The second volume (1955-present) is filled with novelty songs, proving that Christmas really hasn't been the same since the Eisenhower era. There's Bobby Helms's "Jingle Bell Rock," Brenda Lee's "Rockin' Around the Christmas Tree" and so on, right up to Elmo 'n Patsy's 1983 spoof "Grandma Got Run Over by a Reindeer." The hipsters' approach to the holidays just doesn't wear as well as the more traditional take, with one exception: "The Chipmunk Song." Those perky pipsqueaks sound as good today as they did in 1958, especially Theodore, whose genius for harmony should not be underestimated.
Among the more appealing tracks on Have Yourself a Merry Little Christmas (Rhino) is an elegant a cappella rendering of "Adeste Fidelis" by those singing sisters, the Roches; Dr. John's funky fling through "Silent Night" and a cacophonous, slam-dance reading of "Jingle Bells" by Eastern Bloc. One offbeat selection in the mix comes from Rob Mathes, who delivers "Good News" as if he were Sting backed by the Beach Boys.

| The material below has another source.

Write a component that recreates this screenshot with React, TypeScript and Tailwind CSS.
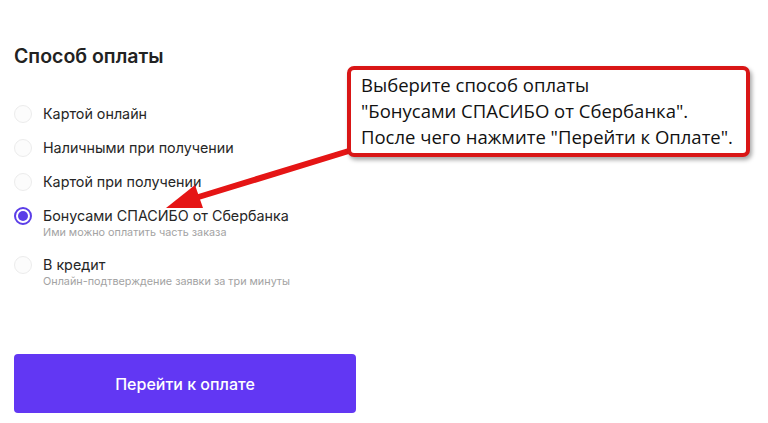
import React from "react";

const options = [
  { label: "Картой онлайн" },
  { label: "Наличными при получении" },
  { label: "Картой при получении" },
  { label: "Бонусами СПАСИБО от Сбербанка", sub: "Ими можно оплатить часть заказа", checked: true },
  { label: "В кредит", sub: "Онлайн-подтверждение заявки за три минуты" },
];

export default function App() {
  return (
    <div className="relative w-[768px] h-[423px] bg-white overflow-hidden" style={{ fontFamily: "Inter, 'Noto Sans', sans-serif" }}>
      <div className="pl-[14px] pt-[43px] w-[360px]">
        <h1 className="text-[19.5px] leading-[26px] font-semibold text-[#222]">Способ оплаты</h1>
        <div className="mt-[32px] flex flex-col">
          {options.map((o, i) => (
            <div key={i} className={`flex flex-col ${o.sub ? "h-[49px]" : "h-[34px]"}`}>
              <div className="flex items-center h-[26px]">
                {o.checked ? (
                  <div className="w-[18px] h-[18px] rounded-full border-[2px] border-[#5b3ee8] flex items-center justify-center">
                    <div className="w-[10px] h-[10px] rounded-full bg-[#5b3ee8]" />
                  </div>
                ) : (
                  <div className="w-[18px] h-[18px] rounded-full border border-[#ececec] bg-[#fcfcfc]" />
                )}
                <span className="ml-[11px] text-[14.3px] text-[#262626]">{o.label}</span>
              </div>
              {o.sub && (
                <span className="ml-[29px] -mt-[3px] text-[10.8px] leading-[14px] text-[#a3a3a3]">{o.sub}</span>
              )}
            </div>
          ))}
        </div>
        <button className="mt-[53px] w-[342px] h-[59px] rounded-[4px] bg-[#6237f3] text-white text-[16px] font-medium flex items-center justify-center">
          Перейти к оплате
        </button>
      </div>

      <svg className="absolute left-0 top-0 pointer-events-none" width="768" height="423">
        <line x1="352" y1="150" x2="192" y2="199" stroke="#e51515" strokeWidth="6" strokeLinecap="round" />
        <polygon points="166,208 195,185 203,208" fill="#e51515" />
      </svg>

      <div
        className="absolute left-[347px] top-[66px] w-[403px] h-[91px] border-[4px] border-[#d91616] rounded-[7px] bg-white shadow-[2px_3px_4px_rgba(0,0,0,0.35)] pl-[10px] pt-[2px] text-[18.5px] leading-[26px] text-[#111]"
        style={{ fontFamily: "'Open Sans', 'Noto Sans', sans-serif" }}
      >
        <div>Выберите способ оплаты</div>
        <div>"Бонусами СПАСИБО от Сбербанка".</div>
        <div>После чего нажмите "Перейти к Оплате".</div>
      </div>
    </div>
  );
}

Dr. John is heard again on the redoubtable Leon Redbone's Christmas Island (Private/August). Such yuletide standards as "White Christmas" and "Winter Wonderland" get nifty string arrangements from John Gill. The highlight is a duet pairing Redbone, who resembles a bohemian Bing Crosby, with Dr. John on "Frosty the Snowman."
It seems that everyone is getting into the spirit of the season. Even trumpeter Wynton Marsalis has wrung some of the starch out of his act on Crescent City Christmas Card (Columbia). "Carol of the Bells" kicks off with a dizzy, dipso horn refrain, before clarinetist Alvin Batiste and pianist Marcus Roberts jump into vibrant solos. Okay, so Marsalis is still stiff on "Silent Night," with guest soprano Kathleen Battle, but on much of side 1 the mood calls to mind a frolicking New Orleans brass band. Songs like "Hark! the Herald Angels Sing" and "We Three Kings" come on like a warm breeze right out of the Big Easy.